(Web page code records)
• • •

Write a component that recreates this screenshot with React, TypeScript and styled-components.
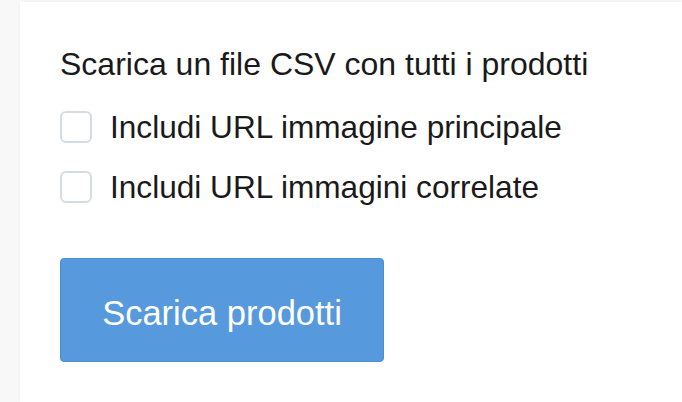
import styled, { createGlobalStyle } from 'styled-components';

const GlobalStyle = createGlobalStyle`
  html, body {
    margin: 0;
    background: #f8f8f8;
    font-family: "Liberation Sans", Arial, sans-serif;
  }
`;

const Page = styled.div`
  padding: 2px 0 0 20px;
  height: 402px;
  box-sizing: border-box;
`;

const Panel = styled.div`
  background: #ffffff;
  height: 100%;
  box-shadow: 0 0 4px rgba(0, 0, 0, 0.04);
  padding: 46px 40px 0;
  box-sizing: border-box;
  display: flex;
  flex-direction: column;
`;

const Heading = styled.p`
  margin: 0;
  font-size: 32px;
  line-height: 32px;
  color: #1a1a1a;
`;

const Options = styled.div`
  display: flex;
  flex-direction: column;
  gap: 28px;
  margin-top: 31px;
`;

const Option = styled.label`
  display: flex;
  align-items: center;
  gap: 18px;
  font-size: 31.6px;
  line-height: 32px;
  color: #1a1a1a;
`;

const Box = styled.span`
  width: 28px;
  height: 28px;
  border: 2px solid #d4dce4;
  border-radius: 6px;
  background: #fff;
  flex-shrink: 0;
`;

const Button = styled.button`
  margin-top: 55px;
  width: 324px;
  height: 104px;
  background: #5799dd;
  border: 1px solid #4a8fd2;
  border-radius: 4px;
  color: #ffffff;
  font-family: inherit;
  font-size: 34.5px;
  padding: 6px 0 0;
`;

const options = ['Includi URL immagine principale', 'Includi URL immagini correlate'];

function App() {
  return (
    <>
      <GlobalStyle />
      <Page>
        <Panel>
          <Heading>Scarica un file CSV con tutti i prodotti</Heading>
          <Options>
            {options.map((o) => (
              <Option key={o}>
                <Box />
                {o}
              </Option>
            ))}
          </Options>
          <div>
            <Button>Scarica prodotti</Button>
          </div>
        </Panel>
      </Page>
    </>
  );
}

export default App;
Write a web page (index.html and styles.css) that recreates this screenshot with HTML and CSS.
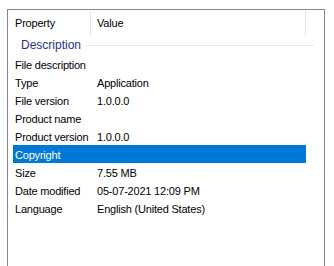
FILE: index.html
```html
<!DOCTYPE html>
<html lang="en">
<head>
    <meta charset="UTF-8">
    <title>Details</title>
    <link rel="stylesheet" href="styles.css">
</head>
<body>
    <div class="panel">
        <div class="list-header">
            <div class="col-head col-prop">Property</div>
            <div class="col-head col-value">Value</div>
        </div>
        <div class="group">
            <span class="group-title">Description</span>
            <span class="group-line"></span>
        </div>
        <div class="row"><span>File description</span><span></span></div>
        <div class="row"><span>Type</span><span>Application</span></div>
        <div class="row"><span>File version</span><span>1.0.0.0</span></div>
        <div class="row"><span>Product name</span><span></span></div>
        <div class="row"><span>Product version</span><span>1.0.0.0</span></div>
        <div class="row selected"><span>Copyright</span><span></span></div>
        <div class="row"><span>Size</span><span>7.55 MB</span></div>
        <div class="row"><span>Date modified</span><span>05-07-2021 12:09 PM</span></div>
        <div class="row"><span>Language</span><span>English (United States)</span></div>
    </div>
</body>
</html>
```

FILE: styles.css
```css
* {
    margin: 0;
    padding: 0;
    box-sizing: border-box;
}
html, body {
    height: 100%;
    overflow: hidden;
}
body {
    font-family: 'Liberation Sans', Arial, sans-serif;
    font-size: 11px;
    letter-spacing: -0.2px;
    background: #fff;
    color: #000;
}
.panel {
    margin: 9px 0 0 7px;
    width: 318px;
    height: 258px;
    border: 1px solid #828790;
    background: #fff;
}
.list-header {
    display: flex;
    height: 25px;
}
.col-head {
    line-height: 24px;
    margin-top: 1px;
}
.col-prop {
    width: 83px;
    padding-left: 7px;
    border-right: 1px solid #e5e5e5;
}
.col-value {
    width: 215px;
    padding-left: 6px;
    border-right: 1px solid #e5e5e5;
}
.group {
    display: flex;
    align-items: center;
    height: 20px;
    padding-left: 13px;
    padding-right: 10px;
    gap: 4px;
}
.group-title {
    color: #1e3287;
    font-size: 12px;
    letter-spacing: 0;
}
.group-line {
    flex: 1;
    height: 1px;
    background: #e2e8f4;
}
.row {
    display: grid;
    grid-template-columns: 82px 1fr;
    width: 293px;
    height: 18px;
    line-height: 18px;
    margin-left: 5px;
    padding-left: 2px;
    padding-top: 1px;
}
.selected {
    background: #0078d7;
    color: #fff;
}
```
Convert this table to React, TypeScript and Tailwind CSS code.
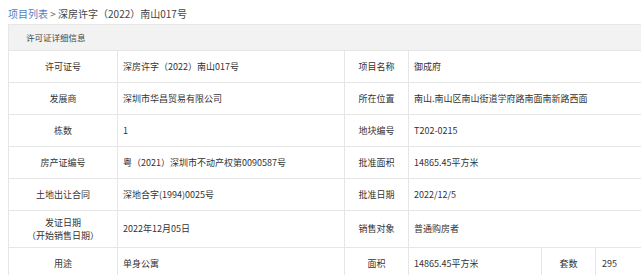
const rows: { label: string[]; value: string; label2: string; value2: string }[] = [
  { label: ['许可证号'], value: '深房许字（2022）南山017号', label2: '项目名称', value2: '御成府' },
  { label: ['发展商'], value: '深圳市华昌贸易有限公司', label2: '所在位置', value2: '南山.南山区南山街道学府路南面南新路西面' },
  { label: ['栋数'], value: '1', label2: '地块编号', value2: 'T202-0215' },
  { label: ['房产证编号'], value: '粤（2021）深圳市不动产权第0090587号', label2: '批准面积', value2: '14865.45平方米' },
  { label: ['土地出让合同'], value: '深地合字(1994)0025号', label2: '批准日期', value2: '2022/12/5' },
  { label: ['发证日期', '（开始销售日期）'], value: '2022年12月05日', label2: '销售对象', value2: '普通购房者' },
];

const cell = 'border border-[#e6e6e6] align-middle';

export default function App() {
  return (
    <div
      className="w-[641px] h-[275px] overflow-hidden bg-white text-[9px] text-[#333]"
      style={{ fontFamily: '"Noto Sans CJK SC", "Noto Sans", sans-serif' }}
    >
      <div className="h-[24px] pl-2 pt-[6px] text-[10px] leading-[16px]">
        <span className="text-[#5580bd]">项目列表</span>
        <span className="text-[#666]"> &gt; </span>
        <span className="text-[#444]">深房许字（2022）南山017号</span>
      </div>
      <div className="pl-2">
        <table className="w-[660px] border-collapse table-fixed">
          <colgroup>
            <col className="w-[109px]" />
            <col className="w-[227px]" />
            <col className="w-[64px]" />
            <col className="w-[133px]" />
            <col className="w-[54px]" />
            <col />
          </colgroup>
          <tbody>
            <tr className="h-[26px] bg-[#f2f2f2]">
              <td colSpan={6} className={`${cell} pl-[17px] text-[8.5px] text-[#444]`}>
                许可证详细信息
              </td>
            </tr>
            {rows.map((r) => (
              <tr key={r.label.join('')} className={r.label.length > 1 ? 'h-[37px]' : 'h-[32px]'}>
                <td className={`${cell} text-center leading-[13px]`}>
                  {r.label.map((l) => (
                    <div key={l}>{l}</div>
                  ))}
                </td>
                <td className={`${cell} pl-[5px]`}>{r.value}</td>
                <td className={`${cell} text-center`}>{r.label2}</td>
                <td colSpan={3} className={`${cell} pl-[5px]`}>{r.value2}</td>
              </tr>
            ))}
            <tr className="h-[32px]">
              <td className={`${cell} text-center`}>用途</td>
              <td className={`${cell} pl-[5px]`}>单身公寓</td>
              <td className={`${cell} text-center`}>面积</td>
              <td className={`${cell} pl-[5px]`}>14865.45平方米</td>
              <td className={`${cell} text-center`}>套数</td>
              <td className={`${cell} pl-[6px]`}>295</td>
            </tr>
          </tbody>
        </table>
      </div>
    </div>
  );
}
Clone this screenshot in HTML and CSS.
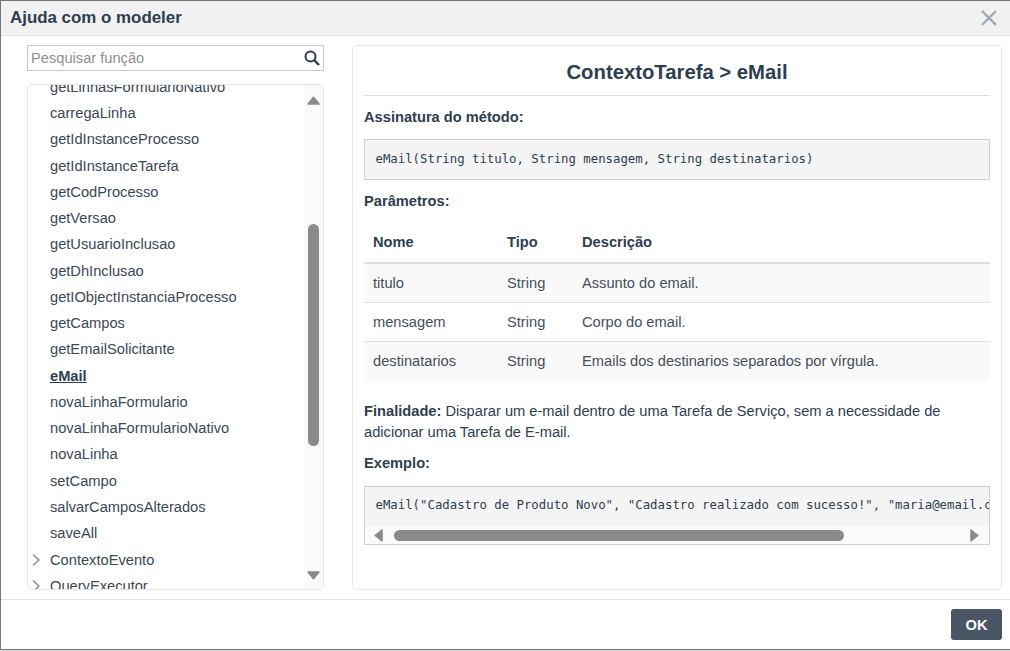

• • •

Retype everything in the material word for word, minus pictures.

Write a component that recreates this screenshot with React, TypeScript and styled-components.
import styled, { createGlobalStyle } from 'styled-components';

const GlobalStyle = createGlobalStyle`
  html, body {
    margin: 0;
    background: #f8f8f8;
    font-family: "Liberation Sans", Arial, sans-serif;
  }
`;

const Page = styled.div`
  padding: 2px 0 0 20px;
  height: 402px;
  box-sizing: border-box;
`;

const Panel = styled.div`
  background: #ffffff;
  height: 100%;
  box-shadow: 0 0 4px rgba(0, 0, 0, 0.04);
  padding: 46px 40px 0;
  box-sizing: border-box;
  display: flex;
  flex-direction: column;
`;

const Heading = styled.p`
  margin: 0;
  font-size: 32px;
  line-height: 32px;
  color: #1a1a1a;
`;

const Options = styled.div`
  display: flex;
  flex-direction: column;
  gap: 28px;
  margin-top: 31px;
`;

const Option = styled.label`
  display: flex;
  align-items: center;
  gap: 18px;
  font-size: 31.6px;
  line-height: 32px;
  color: #1a1a1a;
`;

const Box = styled.span`
  width: 28px;
  height: 28px;
  border: 2px solid #d4dce4;
  border-radius: 6px;
  background: #fff;
  flex-shrink: 0;
`;

const Button = styled.button`
  margin-top: 55px;
  width: 324px;
  height: 104px;
  background: #5799dd;
  border: 1px solid #4a8fd2;
  border-radius: 4px;
  color: #ffffff;
  font-family: inherit;
  font-size: 34.5px;
  padding: 6px 0 0;
`;

const options = ['Includi URL immagine principale', 'Includi URL immagini correlate'];

function App() {
  return (
    <>
      <GlobalStyle />
      <Page>
        <Panel>
          <Heading>Scarica un file CSV con tutti i prodotti</Heading>
          <Options>
            {options.map((o) => (
              <Option key={o}>
                <Box />
                {o}
              </Option>
            ))}
          </Options>
          <div>
            <Button>Scarica prodotti</Button>
          </div>
        </Panel>
      </Page>
    </>
  );
}

export default App;
Write a web page (index.html and styles.css) that recreates this screenshot with HTML and CSS.
FILE: index.html
```html
<!DOCTYPE html>
<html lang="en">
<head>
    <meta charset="UTF-8">
    <title>Details</title>
    <link rel="stylesheet" href="styles.css">
</head>
<body>
    <div class="panel">
        <div class="list-header">
            <div class="col-head col-prop">Property</div>
            <div class="col-head col-value">Value</div>
        </div>
        <div class="group">
            <span class="group-title">Description</span>
            <span class="group-line"></span>
        </div>
        <div class="row"><span>File description</span><span></span></div>
        <div class="row"><span>Type</span><span>Application</span></div>
        <div class="row"><span>File version</span><span>1.0.0.0</span></div>
        <div class="row"><span>Product name</span><span></span></div>
        <div class="row"><span>Product version</span><span>1.0.0.0</span></div>
        <div class="row selected"><span>Copyright</span><span></span></div>
        <div class="row"><span>Size</span><span>7.55 MB</span></div>
        <div class="row"><span>Date modified</span><span>05-07-2021 12:09 PM</span></div>
        <div class="row"><span>Language</span><span>English (United States)</span></div>
    </div>
</body>
</html>
```

FILE: styles.css
```css
* {
    margin: 0;
    padding: 0;
    box-sizing: border-box;
}
html, body {
    height: 100%;
    overflow: hidden;
}
body {
    font-family: 'Liberation Sans', Arial, sans-serif;
    font-size: 11px;
    letter-spacing: -0.2px;
    background: #fff;
    color: #000;
}
.panel {
    margin: 9px 0 0 7px;
    width: 318px;
    height: 258px;
    border: 1px solid #828790;
    background: #fff;
}
.list-header {
    display: flex;
    height: 25px;
}
.col-head {
    line-height: 24px;
    margin-top: 1px;
}
.col-prop {
    width: 83px;
    padding-left: 7px;
    border-right: 1px solid #e5e5e5;
}
.col-value {
    width: 215px;
    padding-left: 6px;
    border-right: 1px solid #e5e5e5;
}
.group {
    display: flex;
    align-items: center;
    height: 20px;
    padding-left: 13px;
    padding-right: 10px;
    gap: 4px;
}
.group-title {
    color: #1e3287;
    font-size: 12px;
    letter-spacing: 0;
}
.group-line {
    flex: 1;
    height: 1px;
    background: #e2e8f4;
}
.row {
    display: grid;
    grid-template-columns: 82px 1fr;
    width: 293px;
    height: 18px;
    line-height: 18px;
    margin-left: 5px;
    padding-left: 2px;
    padding-top: 1px;
}
.selected {
    background: #0078d7;
    color: #fff;
}
```
Convert this table to React, TypeScript and Tailwind CSS code.
const rows: { label: string[]; value: string; label2: string; value2: string }[] = [
  { label: ['许可证号'], value: '深房许字（2022）南山017号', label2: '项目名称', value2: '御成府' },
  { label: ['发展商'], value: '深圳市华昌贸易有限公司', label2: '所在位置', value2: '南山.南山区南山街道学府路南面南新路西面' },
  { label: ['栋数'], value: '1', label2: '地块编号', value2: 'T202-0215' },
  { label: ['房产证编号'], value: '粤（2021）深圳市不动产权第0090587号', label2: '批准面积', value2: '14865.45平方米' },
  { label: ['土地出让合同'], value: '深地合字(1994)0025号', label2: '批准日期', value2: '2022/12/5' },
  { label: ['发证日期', '（开始销售日期）'], value: '2022年12月05日', label2: '销售对象', value2: '普通购房者' },
];

const cell = 'border border-[#e6e6e6] align-middle';

export default function App() {
  return (
    <div
      className="w-[641px] h-[275px] overflow-hidden bg-white text-[9px] text-[#333]"
      style={{ fontFamily: '"Noto Sans CJK SC", "Noto Sans", sans-serif' }}
    >
      <div className="h-[24px] pl-2 pt-[6px] text-[10px] leading-[16px]">
        <span className="text-[#5580bd]">项目列表</span>
        <span className="text-[#666]"> &gt; </span>
        <span className="text-[#444]">深房许字（2022）南山017号</span>
      </div>
      <div className="pl-2">
        <table className="w-[660px] border-collapse table-fixed">
          <colgroup>
            <col className="w-[109px]" />
            <col className="w-[227px]" />
            <col className="w-[64px]" />
            <col className="w-[133px]" />
            <col className="w-[54px]" />
            <col />
          </colgroup>
          <tbody>
            <tr className="h-[26px] bg-[#f2f2f2]">
              <td colSpan={6} className={`${cell} pl-[17px] text-[8.5px] text-[#444]`}>
                许可证详细信息
              </td>
            </tr>
            {rows.map((r) => (
              <tr key={r.label.join('')} className={r.label.length > 1 ? 'h-[37px]' : 'h-[32px]'}>
                <td className={`${cell} text-center leading-[13px]`}>
                  {r.label.map((l) => (
                    <div key={l}>{l}</div>
                  ))}
                </td>
                <td className={`${cell} pl-[5px]`}>{r.value}</td>
                <td className={`${cell} text-center`}>{r.label2}</td>
                <td colSpan={3} className={`${cell} pl-[5px]`}>{r.value2}</td>
              </tr>
            ))}
            <tr className="h-[32px]">
              <td className={`${cell} text-center`}>用途</td>
              <td className={`${cell} pl-[5px]`}>单身公寓</td>
              <td className={`${cell} text-center`}>面积</td>
              <td className={`${cell} pl-[5px]`}>14865.45平方米</td>
              <td className={`${cell} text-center`}>套数</td>
              <td className={`${cell} pl-[6px]`}>295</td>
            </tr>
          </tbody>
        </table>
      </div>
    </div>
  );
}
Clone this screenshot in HTML and CSS.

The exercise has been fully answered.